An impedance-based diameter gauge for in-pile fuel deformation measurements

Abstract

During irradiation, the fuel-cladding interface of a nuclear fuel rod can experience significant mechanical and chemical interaction. In-situ measurement of the radial deformation of the cladding can quantify the extent of this interaction and the state of the cladding. Existing capabilities to perform in-pile diameter measurements are limited by required contact and an intrusive presence of a device near to a specimen. To overcome these limitations, researchers have developed and evaluated an electrical impedance based diameter gauge using a benchtop system. The sensor consists of an electrically conductive concentric ring around the fuel cladding such that the electrical impedance between the ring and cladding is measured.
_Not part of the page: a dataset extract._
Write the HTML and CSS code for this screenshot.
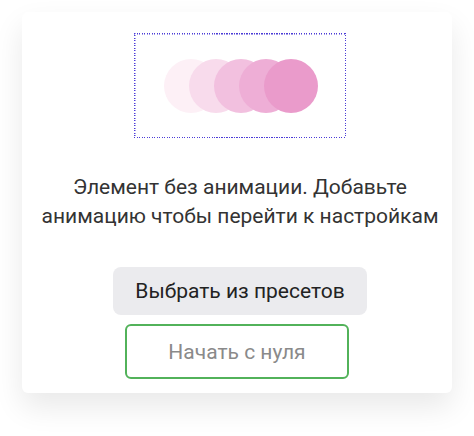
FILE: index.html
```html
<!DOCTYPE html>
<html lang="ru">
<head>
<meta charset="utf-8">
<link rel="stylesheet" href="styles.css">
</head>
<body>
<div class="card">
  <div class="preview">
    <div class="dots">
      <span class="dot d1"></span>
      <span class="dot d2"></span>
      <span class="dot d3"></span>
      <span class="dot d4"></span>
      <span class="dot d5"></span>
    </div>
  </div>
  <p class="msg">Элемент без анимации. Добавьте<br>анимацию чтобы перейти к настройкам</p>
  <button class="btn btn-preset">Выбрать из пресетов</button>
  <button class="btn btn-scratch">Начать с нуля</button>
</div>
</body>
</html>
```
FILE: styles.css
```css
html, body {
  margin: 0;
  padding: 0;
  background: #ffffff;
}
body {
  font-family: Roboto, "Noto Sans", sans-serif;
  width: 474px;
  height: 436px;
  overflow: hidden;
}
.card {
  margin: 12px 22px 0 22px;
  height: 381px;
  background: #fff;
  border-radius: 6px;
  box-shadow: 0 14px 30px rgba(0, 0, 0, 0.09);
  display: flex;
  flex-direction: column;
  align-items: center;
  padding-top: 21px;
  box-sizing: border-box;
}
.preview {
  width: 212px;
  height: 105px;
  box-sizing: border-box;
  background-image:
    repeating-linear-gradient(90deg, #4c3cd6 0 1px, transparent 1px 2.5px),
    repeating-linear-gradient(90deg, #4c3cd6 0 1px, transparent 1px 2.5px),
    repeating-linear-gradient(180deg, #4c3cd6 0 1px, transparent 1px 2.5px),
    repeating-linear-gradient(180deg, #4c3cd6 0 1px, transparent 1px 2.5px);
  background-size: 100% 1.5px, 100% 1.5px, 1.5px 100%, 1.5px 100%;
  background-position: 0 0, 0 100%, 0 0, 100% 0;
  background-repeat: no-repeat;
  display: flex;
  align-items: center;
  justify-content: center;
  margin-left: 6px;
}
.dots {
  display: flex;
  margin-left: 2px;
}
.dot {
  width: 54px;
  height: 54px;
  border-radius: 50%;
  margin-left: -29px;
}
.dot:first-child { margin-left: 0; }
.d1 { background: #fdf0f6; }
.d2 { background: #f8dbec; }
.d3 { background: #f2c0df; }
.d4 { background: #eeaed6; }
.d5 { background: #ea9bcb; }
.msg {
  margin: 35px 0 0 6px;
  font-size: 21px;
  line-height: 29px;
  color: #333333;
  text-align: center;
  white-space: nowrap;
}
.btn {
  font-family: Roboto, "Noto Sans", sans-serif;
  font-size: 21px;
  box-sizing: border-box;
  cursor: pointer;
}
.btn-preset {
  margin-top: 36px;
  width: 254px;
  height: 48px;
  border: none;
  border-radius: 8px;
  background: #ebebee;
  color: #222222;
  margin-left: 6px;
}
.btn-scratch {
  margin-top: 9px;
  width: 224px;
  height: 55px;
  border: 2px solid #52b25a;
  border-radius: 6px;
  background: #fff;
  color: #8a8a8a;
}
```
The cladding diameter is determined through a measurement of the electrical impedance between the electrodes with a known ring electrode diameter. Analytic and three-dimensional finite element analyses (FEA) were used to quantify the measurement sensitivity, uncertainty, and off-design conditions. The experimental sensor measured diameters with less than 20 μm of error, and had a measurement resolution of less than1 μm for diameters ranging from 9.5 to 9.6 mm. The uncertainty analysis for the experimental setup estimated an uncertainty of 20 μm, consistent with the experimentally measured results.